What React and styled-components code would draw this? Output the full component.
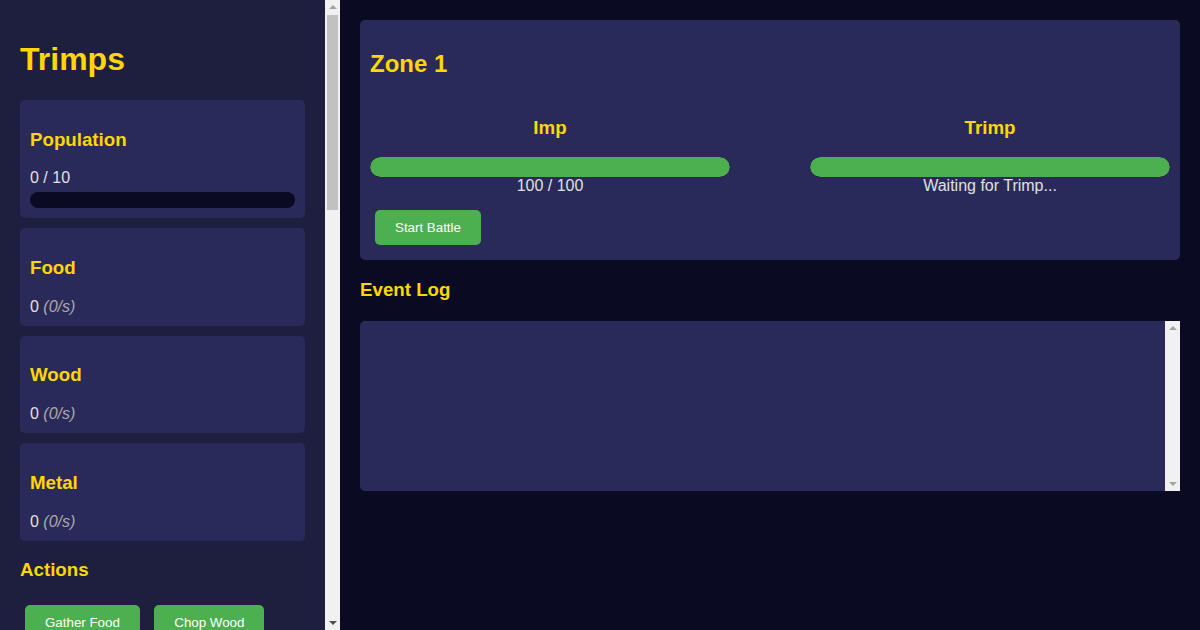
import styled, { createGlobalStyle } from 'styled-components';

const GlobalStyle = createGlobalStyle`
  body {
    margin: 0;
    background: #0a0a23;
    color: #e0e0e0;
    font-family: "Liberation Sans", Arial, sans-serif;
  }
  button {
    font-family: "Liberation Sans", Arial, sans-serif;
  }
`;

const resources = [
  { name: 'Food', amount: 0, rate: 0 },
  { name: 'Wood', amount: 0, rate: 0 },
  { name: 'Metal', amount: 0, rate: 0 },
];

// classic 15px scrollbar, drawn since the page shot hides the native one
function ScrollRail({ thumb, canDown }) {
  return (
    <Rail>
      <RailButton>
        <Arrow $dir="up" />
      </RailButton>
      {thumb ? <Thumb style={{ height: thumb }} /> : null}
      <RailSpace />
      <RailButton>
        <Arrow $dir="down" $active={canDown} />
      </RailButton>
    </Rail>
  );
}

export default function App() {
  return (
    <>
      <GlobalStyle />
      <Layout>
        <Sidebar>
          <SidebarBody>
            <Title>Trimps</Title>
            <Card>
              <CardTitle>Population</CardTitle>
              <div>0 / 10</div>
              <Track $height={16} $gap={5}>
                <Fill style={{ width: '0%' }} />
              </Track>
            </Card>
            {resources.map((r) => (
              <Card key={r.name}>
                <CardTitle>{r.name}</CardTitle>
                <div>
                  {r.amount} <Rate>({r.rate}/s)</Rate>
                </div>
              </Card>
            ))}
            <Section>Actions</Section>
            <div>
              <Button>Gather Food</Button> <Button>Chop Wood</Button>{' '}
              <Button>Mine Metal</Button> <Button>Breed Trimps</Button>
            </div>
          </SidebarBody>
          <ScrollRail thumb={195} canDown />
        </Sidebar>
        <Main>
          <ZoneCard>
            <ZoneTitle>Zone 1</ZoneTitle>
            <Battle>
              <Fighter>
                <CardTitle>Imp</CardTitle>
                <Track $height={20}>
                  <Fill style={{ width: '100%' }} />
                </Track>
                <div>100 / 100</div>
              </Fighter>
              <Fighter>
                <CardTitle>Trimp</CardTitle>
                <Track $height={20}>
                  <Fill style={{ width: '100%' }} />
                </Track>
                <div>Waiting for Trimp...</div>
              </Fighter>
            </Battle>
            <Controls>
              <Button>Start Battle</Button>
            </Controls>
          </ZoneCard>
          <Section>Event Log</Section>
          <Log>
            <LogBody />
            <ScrollRail />
          </Log>
        </Main>
      </Layout>
    </>
  );
}

const Layout = styled.div`
  display: flex;
  height: 100vh;
`;

const Sidebar = styled.aside`
  display: flex;
  width: 340px;
  flex-shrink: 0;
  height: 100vh;
  background: #1e1e3f;
`;

const SidebarBody = styled.div`
  flex: 1;
  min-width: 0;
  padding: 20px;
  overflow: hidden;
`;

const Rail = styled.div`
  display: flex;
  flex-direction: column;
  width: 15px;
  flex-shrink: 0;
  background: #f1f1f1;
`;

const RailButton = styled.div`
  display: flex;
  align-items: center;
  justify-content: center;
  height: 15px;
  flex-shrink: 0;
`;

const RailSpace = styled.div`
  flex: 1;
`;

const Thumb = styled.div`
  margin: 0 2px;
  background: #c1c1c1;
`;

const Arrow = styled.span`
  width: 0;
  height: 0;
  border-left: 4px solid transparent;
  border-right: 4px solid transparent;
  ${(p) =>
    p.$dir === 'up'
      ? `border-bottom: 4px solid #a3a3a3; margin-top: -1px;`
      : `border-top: 4px solid ${p.$active ? '#505050' : '#a3a3a3'}; margin-top: 1px;`}
`;

const Title = styled.h1`
  font-size: 2em;
  margin: 0.67em 0;
  color: #ffd700;
`;

const Card = styled.div`
  background: #2a2a5a;
  border-radius: 5px;
  padding: 10px;
  margin-bottom: 10px;
`;

const CardTitle = styled.h3`
  font-size: 1.17em;
  margin: 1em 0;
  color: #ffd700;
`;

const Section = styled.h3`
  font-size: 1.17em;
  margin: 1em 0;
  color: #ffd700;
`;

const Rate = styled.span`
  font-style: italic;
  color: #aaa;
`;

const Track = styled.div`
  height: ${(p) => p.$height}px;
  margin-top: ${(p) => p.$gap || 0}px;
  background: #0a0a23;
  border-radius: 10px;
  overflow: hidden;
`;

const Fill = styled.div`
  height: 100%;
  background: #4caf50;
  border-radius: 10px;
`;

const Button = styled.button`
  background: #4caf50;
  color: #fff;
  border: none;
  border-radius: 5px;
  padding: 10px 20px;
  margin: 5px;
  font-size: 13.333px;
  cursor: pointer;
`;

const Main = styled.main`
  flex: 1;
  padding: 20px;
`;

const ZoneCard = styled.div`
  background: #2a2a5a;
  border-radius: 5px;
  padding: 10px;
  margin-bottom: 10px;
`;

const ZoneTitle = styled.h2`
  font-size: 1.5em;
  margin: 0.83em 0;
  color: #ffd700;
`;

const Battle = styled.div`
  display: flex;
  justify-content: space-between;
  text-align: center;
`;

const Fighter = styled.div`
  width: 45%;
`;

const Controls = styled.div`
  margin-top: 10px;
`;

const Log = styled.div`
  display: flex;
  height: 170px;
  margin-top: 20px;
  background: #2a2a5a;
  border-radius: 5px 0 0 5px;
  overflow: hidden;
`;

const LogBody = styled.div`
  flex: 1;
  padding: 10px;
`;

Your objective
Leave the pictures out and output the rest of the listing exactly.

The result
What React and styled-components code would draw this? Output the full component.
import styled, { createGlobalStyle } from 'styled-components';

const GlobalStyle = createGlobalStyle`
  body {
    margin: 0;
    background: #0a0a23;
    color: #e0e0e0;
    font-family: "Liberation Sans", Arial, sans-serif;
  }
  button {
    font-family: "Liberation Sans", Arial, sans-serif;
  }
`;

const resources = [
  { name: 'Food', amount: 0, rate: 0 },
  { name: 'Wood', amount: 0, rate: 0 },
  { name: 'Metal', amount: 0, rate: 0 },
];

// classic 15px scrollbar, drawn since the page shot hides the native one
function ScrollRail({ thumb, canDown }) {
  return (
    <Rail>
      <RailButton>
        <Arrow $dir="up" />
      </RailButton>
      {thumb ? <Thumb style={{ height: thumb }} /> : null}
      <RailSpace />
      <RailButton>
        <Arrow $dir="down" $active={canDown} />
      </RailButton>
    </Rail>
  );
}

export default function App() {
  return (
    <>
      <GlobalStyle />
      <Layout>
        <Sidebar>
          <SidebarBody>
            <Title>Trimps</Title>
            <Card>
              <CardTitle>Population</CardTitle>
              <div>0 / 10</div>
              <Track $height={16} $gap={5}>
                <Fill style={{ width: '0%' }} />
              </Track>
            </Card>
            {resources.map((r) => (
              <Card key={r.name}>
                <CardTitle>{r.name}</CardTitle>
                <div>
                  {r.amount} <Rate>({r.rate}/s)</Rate>
                </div>
              </Card>
            ))}
            <Section>Actions</Section>
            <div>
              <Button>Gather Food</Button> <Button>Chop Wood</Button>{' '}
              <Button>Mine Metal</Button> <Button>Breed Trimps</Button>
            </div>
          </SidebarBody>
          <ScrollRail thumb={195} canDown />
        </Sidebar>
        <Main>
          <ZoneCard>
            <ZoneTitle>Zone 1</ZoneTitle>
            <Battle>
              <Fighter>
                <CardTitle>Imp</CardTitle>
                <Track $height={20}>
                  <Fill style={{ width: '100%' }} />
                </Track>
                <div>100 / 100</div>
              </Fighter>
              <Fighter>
                <CardTitle>Trimp</CardTitle>
                <Track $height={20}>
                  <Fill style={{ width: '100%' }} />
                </Track>
                <div>Waiting for Trimp...</div>
              </Fighter>
            </Battle>
            <Controls>
              <Button>Start Battle</Button>
            </Controls>
          </ZoneCard>
          <Section>Event Log</Section>
          <Log>
            <LogBody />
            <ScrollRail />
          </Log>
        </Main>
      </Layout>
    </>
  );
}

const Layout = styled.div`
  display: flex;
  height: 100vh;
`;

const Sidebar = styled.aside`
  display: flex;
  width: 340px;
  flex-shrink: 0;
  height: 100vh;
  background: #1e1e3f;
`;

const SidebarBody = styled.div`
  flex: 1;
  min-width: 0;
  padding: 20px;
  overflow: hidden;
`;

const Rail = styled.div`
  display: flex;
  flex-direction: column;
  width: 15px;
  flex-shrink: 0;
  background: #f1f1f1;
`;

const RailButton = styled.div`
  display: flex;
  align-items: center;
  justify-content: center;
  height: 15px;
  flex-shrink: 0;
`;

const RailSpace = styled.div`
  flex: 1;
`;

const Thumb = styled.div`
  margin: 0 2px;
  background: #c1c1c1;
`;

const Arrow = styled.span`
  width: 0;
  height: 0;
  border-left: 4px solid transparent;
  border-right: 4px solid transparent;
  ${(p) =>
    p.$dir === 'up'
      ? `border-bottom: 4px solid #a3a3a3; margin-top: -1px;`
      : `border-top: 4px solid ${p.$active ? '#505050' : '#a3a3a3'}; margin-top: 1px;`}
`;

const Title = styled.h1`
  font-size: 2em;
  margin: 0.67em 0;
  color: #ffd700;
`;

const Card = styled.div`
  background: #2a2a5a;
  border-radius: 5px;
  padding: 10px;
  margin-bottom: 10px;
`;

const CardTitle = styled.h3`
  font-size: 1.17em;
  margin: 1em 0;
  color: #ffd700;
`;

const Section = styled.h3`
  font-size: 1.17em;
  margin: 1em 0;
  color: #ffd700;
`;

const Rate = styled.span`
  font-style: italic;
  color: #aaa;
`;

const Track = styled.div`
  height: ${(p) => p.$height}px;
  margin-top: ${(p) => p.$gap || 0}px;
  background: #0a0a23;
  border-radius: 10px;
  overflow: hidden;
`;

const Fill = styled.div`
  height: 100%;
  background: #4caf50;
  border-radius: 10px;
`;

const Button = styled.button`
  background: #4caf50;
  color: #fff;
  border: none;
  border-radius: 5px;
  padding: 10px 20px;
  margin: 5px;
  font-size: 13.333px;
  cursor: pointer;
`;

const Main = styled.main`
  flex: 1;
  padding: 20px;
`;

const ZoneCard = styled.div`
  background: #2a2a5a;
  border-radius: 5px;
  padding: 10px;
  margin-bottom: 10px;
`;

const ZoneTitle = styled.h2`
  font-size: 1.5em;
  margin: 0.83em 0;
  color: #ffd700;
`;

const Battle = styled.div`
  display: flex;
  justify-content: space-between;
  text-align: center;
`;

const Fighter = styled.div`
  width: 45%;
`;

const Controls = styled.div`
  margin-top: 10px;
`;

const Log = styled.div`
  display: flex;
  height: 170px;
  margin-top: 20px;
  background: #2a2a5a;
  border-radius: 5px 0 0 5px;
  overflow: hidden;
`;

const LogBody = styled.div`
  flex: 1;
  padding: 10px;
`;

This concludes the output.